Мой отец попал в армию уже после того, как закончил «гражданский» институт, и не исключено, что он попросту применил язык и стиль жизни, почерпнутые «из Куприна» (книги которого со значением стояли у него на полке), к новой ситуации. Впрочем, у его сослуживцев из военных училищ «матрица» была примерно та же – ну разве что попроще и погрубее.
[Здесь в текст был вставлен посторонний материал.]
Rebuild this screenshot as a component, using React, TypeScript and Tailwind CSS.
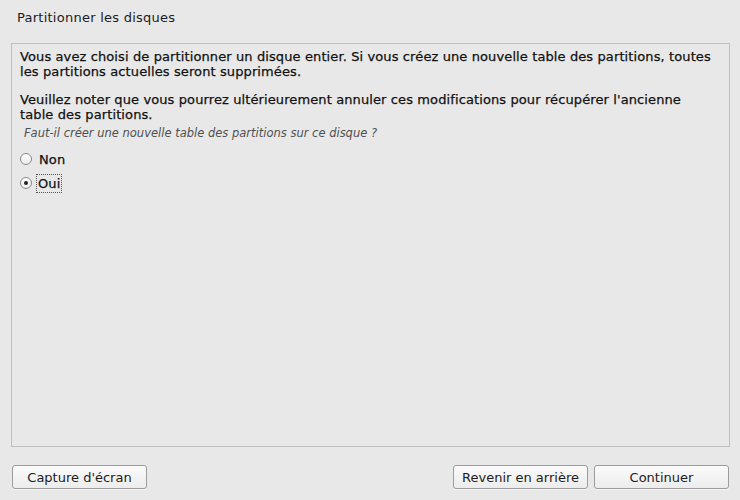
import React from 'react';

const Radio: React.FC<{ checked?: boolean; label: string; focused?: boolean }> = ({ checked, label, focused }) => (
  <div className="flex items-center h-[24px]">
    <span className="w-[12px] h-[12px] rounded-full border border-[#8a8a8a] bg-gradient-to-b from-[#ffffff] to-[#ececec] flex items-center justify-center">
      {checked && <span className="w-[4px] h-[4px] rounded-full bg-[#222]" />}
    </span>
    <span
      className={
        focused
          ? 'ml-[4px] px-[1px] border border-dotted border-[#555] leading-[17px] tracking-[0.1px] [-webkit-text-stroke:0.25px_#111]'
          : 'ml-[5px] px-[1px] border border-transparent leading-[17px] tracking-[0.1px] [-webkit-text-stroke:0.25px_#111]'
      }
    >
      {label}
    </span>
  </div>
);

const Button: React.FC<{ label: string }> = ({ label }) => (
  <button className="w-[135px] h-[24px] rounded-[3px] border border-[#9c9c9c] bg-gradient-to-b from-[#fbfbfb] to-[#ececec] text-[13px] text-[#1c1c1c] leading-none shadow-[0_1px_0_#f6f6f6]">
    {label}
  </button>
);

export default function App() {
  return (
    <div
      className="w-[740px] h-[500px] bg-[#e8e8e8] flex flex-col text-[#1c1c1c]"
      style={{ fontFamily: '"DejaVu Sans", sans-serif' }}
    >
      <div className="pl-[17px] pt-[10px] h-[43px] text-[13px] tracking-[0.25px] leading-[16px]">
        Partitionner les disques
      </div>

      <div className="mx-[11px] mr-[10px] h-[404px] border border-[#bfbfbf] px-[8px] pt-[6px]">
        <div className="max-w-[694px] text-[13px] tracking-[0.11px] leading-[14.5px] text-[#111] [-webkit-text-stroke:0.25px_#111]">
          <p>
            Vous avez choisi de partitionner un disque entier. Si vous créez une nouvelle table des partitions, toutes
            les partitions actuelles seront supprimées.
          </p>
          <p className="mt-[14px]">
            Veuillez noter que vous pourrez ultérieurement annuler ces modifications pour récupérer l'ancienne table
            des partitions.
          </p>
        </div>
        <div className="mt-[4px] pl-[4px] text-[11.5px] italic text-[#505050] leading-[14px]">
          Faut-il créer une nouvelle table des partitions sur ce disque ?
        </div>
        <div className="mt-[7px] text-[13px] text-[#111]">
          <Radio label="Non" />
          <Radio label="Oui" checked focused />
        </div>
      </div>

      <div className="flex items-center mt-[18px] pl-[12px] pr-[11px]">
        <Button label="Capture d'écran" />
        <div className="flex-1" />
        <div className="flex gap-[6px]">
          <Button label="Revenir en arrière" />
          <Button label="Continuer" />
        </div>
      </div>
    </div>
  );
}
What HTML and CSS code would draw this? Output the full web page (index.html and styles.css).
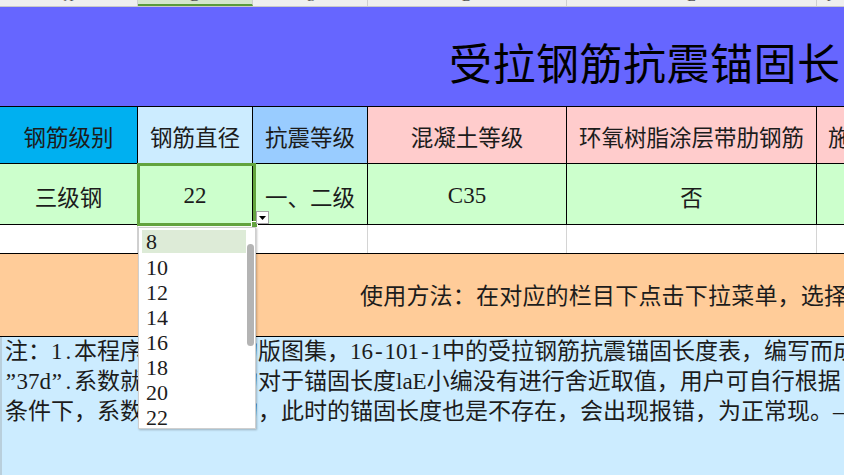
FILE: index.html
```html
<!DOCTYPE html>
<html lang="zh-CN">
<head>
<meta charset="utf-8">
<title>受拉钢筋抗震锚固长度</title>
<link rel="stylesheet" href="styles.css">
</head>
<body>
<div class="sheet">
  <div class="row colhead">
    <div class="ch"><span>A</span></div>
    <div class="ch sel"><span>B</span></div>
    <div class="ch"><span>C</span></div>
    <div class="ch"><span>D</span></div>
    <div class="ch"><span>E</span></div>
    <div class="ch last"><span>F</span></div>
  </div>
  <div class="title">受拉钢筋抗震锚固长</div>
  <div class="row head">
    <div class="cell c-a">钢筋级别</div>
    <div class="cell c-b">钢筋直径</div>
    <div class="cell c-c">抗震等级</div>
    <div class="cell c-pink">混凝土等级</div>
    <div class="cell c-pink">环氧树脂涂层带肋钢筋</div>
    <div class="cell c-pink clip">施工扰动</div>
  </div>
  <div class="row vals">
    <div class="cell">三级钢</div>
    <div class="cell num">22</div>
    <div class="cell">一、二级</div>
    <div class="cell num">C35</div>
    <div class="cell">否</div>
    <div class="cell"></div>
  </div>
  <div class="row blank">
    <div class="cell"></div>
    <div class="cell"></div>
    <div class="cell"></div>
    <div class="cell"></div>
    <div class="cell"></div>
    <div class="cell"></div>
  </div>
  <div class="usage">使用方法：在对应的栏目下点击下拉菜单，选择相应的条件即可</div>
  <div class="notes">
    <p>注：1<span class="hw">.</span>本程序依据最新的版图集，16<span class="hw">-</span>101<span class="hw">-</span>1中的受拉钢筋抗震锚固长度表，编写而成</p>
    <p><span class="hw">”</span>37d<span class="hw">”</span><span class="hw">.</span>系数就是这样来的对于锚固长度laE小编没有进行舍近取值，用户可自行根据</p>
    <p>条件下，系数是不存在的，此时的锚固长度也是不存在，会出现报错，为正常现。—</p>
  </div>

  <div class="selbox"><span class="handle"></span></div>
  <div class="ddbtn"><svg width="7" height="4" viewBox="0 0 7 4"><path d="M0 0H7L3.5 4Z" fill="#000"/></svg></div>
  <div class="dropdown">
    <ul class="opts">
      <li class="hi">8</li>
      <li>10</li>
      <li>12</li>
      <li>14</li>
      <li>16</li>
      <li>18</li>
      <li>20</li>
      <li>22</li>
    </ul>
    <div class="thumb"></div>
  </div>
</div>
</body>
</html>
```
FILE: styles.css
```css
html, body {
  margin: 0;
  padding: 0;
}
body {
  width: 844px;
  height: 475px;
  overflow: hidden;
  background: #ffffff;
  font-family: "Liberation Serif", "Noto Sans CJK SC", serif;
}
.sheet {
  position: relative;
  width: 844px;
  height: 475px;
  overflow: hidden;
  display: flex;
  flex-direction: column;
}
.row {
  display: grid;
  grid-template-columns: 138px 115px 115px 199px 250px 27px;
}
.colhead {
  height: 7px;
  background: #efefef;
  box-sizing: border-box;
  border-bottom: 1px solid #c9c9c9;
}
.ch {
  overflow: hidden;
  box-sizing: border-box;
  border-right: 1px solid #cfcfcf;
  text-align: center;
  color: #555;
  font-size: 14px;
  line-height: 14px;
}
.ch span {
  display: block;
  margin-top: -10px;
}
.ch.sel {
  background: #d5e6cd;
  border-bottom: 2px solid #5b9b3c;
}
.ch.last {
  border-right: none;
}
.title {
  height: 100px;
  box-sizing: border-box;
  background: #6666ff;
  border-bottom: 1px solid #000;
  padding: 8px 0 0 449px;
  white-space: nowrap;
  overflow: hidden;
  display: flex;
  align-items: center;
  font-family: "Noto Sans CJK SC", sans-serif;
  font-size: 43px;
  letter-spacing: 0.5px;
  color: #000;
}
.cell {
  box-sizing: border-box;
  border-right: 1px solid #000;
  display: flex;
  align-items: center;
  justify-content: center;
  white-space: nowrap;
  overflow: hidden;
  font-family: "Liberation Serif", "Noto Sans CJK SC", serif;
  font-size: 22.5px;
  color: #1c1c1c;
}
.cell:last-child {
  border-right: none;
}
.head {
  height: 57px;
  border-bottom: 1px solid #000;
  box-sizing: border-box;
}
.head .cell {
  padding-top: 2px;
}
.c-a { background: #00b0f0; }
.c-b { background: #ccecff; }
.c-c { background: #99ccff; }
.c-pink { background: #ffcccc; }
.clip {
  justify-content: flex-start;
  padding-left: 11px;
}
.vals {
  height: 61px;
  box-sizing: border-box;
  border-bottom: 1px solid #000;
  background: #ccffcc;
}
.vals .cell {
  padding-top: 4px;
}
.num {
  font-size: 23px;
}
.blank {
  height: 29px;
  box-sizing: border-box;
  border-bottom: 1px solid #000;
}
.blank .cell {
  border-right-color: #d4d4d4;
}
.usage {
  height: 83px;
  box-sizing: border-box;
  background: #ffcc99;
  border-bottom: 1px solid #000;
  padding: 0 0 2px 360px;
  display: flex;
  align-items: center;
  white-space: nowrap;
  overflow: hidden;
  font-family: "Noto Sans CJK SC", sans-serif;
  font-size: 23px;
  letter-spacing: 0.2px;
  color: #1c1c1c;
}
.notes {
  flex: 1;
  background: #ccecff;
  border-left: 2px solid #b9cfdc;
  padding: 0 0 0 3px;
  font-family: "Liberation Serif", "Noto Sans CJK SC", serif;
  font-size: 23px;
  line-height: 30px;
  color: #1c1c1c;
  white-space: nowrap;
  overflow: hidden;
}
.notes p {
  margin: 0;
}
.hw {
  display: inline-block;
  width: 0.5em;
  text-align: center;
}
.selbox {
  position: absolute;
  left: 137px;
  top: 163px;
  width: 119px;
  height: 63px;
  box-sizing: border-box;
  border: 3px solid #62a33e;
}
.handle {
  position: absolute;
  right: -5px;
  bottom: -5px;
  width: 5px;
  height: 5px;
  background: #62a33e;
  border: 1px solid #ffffff;
}
.ddbtn {
  position: absolute;
  left: 256px;
  top: 211px;
  width: 13px;
  height: 13px;
  box-sizing: border-box;
  background: #ffffff;
  border: 1px solid #a6a6a6;
  display: flex;
  align-items: center;
  justify-content: center;
}
.dropdown {
  position: absolute;
  left: 138px;
  top: 227px;
  width: 118px;
  height: 202px;
  box-sizing: border-box;
  background: #ffffff;
  border: 1px solid #cfcfcf;
  box-shadow: 1px 1px 2px rgba(0, 0, 0, 0.25);
  overflow: hidden;
}
.opts {
  list-style: none;
  margin: 0;
  padding: 2px 0 0 3px;
}
.opts li {
  width: 104px;
  height: 25px;
  line-height: 25px;
  padding-left: 4px;
  box-sizing: border-box;
  font-family: "Liberation Serif", serif;
  font-size: 22px;
  color: #1c1c1c;
}
.opts li.hi {
  background: #ddebd7;
  height: 23px;
  line-height: 23px;
  margin-bottom: 2px;
}
.thumb {
  position: absolute;
  left: 108px;
  top: 16px;
  width: 7px;
  height: 102px;
  border-radius: 4px;
  background: #b4b4b4;
}
```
Неоднозначная, но впечатляющая преемственность: несмотря на слом всего дореволюционного уклада, армия, как одна из наиболее консервативных частей общества, со временем в точности воспроизвела свои традиции – со всем их колоритом, пафосом и, что греха таить, идиотизмом. И типажами – в среде военных медиков, к которой принадлежал мой отец, весьма рафинированной по армейским меркам, были и свой Бек-Агамалов, и свой мерзкий штабс-капитан Диц… Когда я заходила к отцу на службу после малого факультета в универе, меня отправляли домой на ведомственной «буханке» (машина военной медслужбы), и зачастую тем же рейсом ехал Диц (в нашем случае носивший погоны майора). У них с отцом имелись какие-то конфликты по службе, которые нельзя было разрешить попросту. И потому Диц, бывший в одном звании с отцом, но имевший какое-то влияние на общее начальство, нагло пользовался ситуацией и всю дорогу нашептывал мне, шестнадцатилетней, однообразные мерзости. О «запутанных отношениях» я не знала в точности, но что-то подсказывало мне, что жаловаться отцу бессмысленно: если товарищ майор поступает так – значит уверен в своей безнаказанности. Поэтому через какое-то время я попросту стала просить матросика-водителя высаживать меня на первом перекрестке. Отношения с «нижними чинами» – это тоже отдельная история. Если майор пользовался служебными обстоятельствами, то матрос-водитель, молодой парень, всего на два-три года меня старше, всегда смотрел на меня, зеленую девчонку, снизу вверх. И слушался безоговорочно. Точно так же за пять-десять лет до этого матросы моего деда, адмирала, почитали своим долгом катать нас, адмиральских внуков, на плечах, играя «в лошадку». У деда были свои принципы (характерна формулировка одного из наложенных на него взысканий – «за панибратство с личным составом»), так что он не одобрил бы ни нашего, ни их поведения… Но мы бессознательно воспроизводили матрицу «барчуков» и «служивых» – совершенно самостоятельно, заметьте, безо всякого Куприна.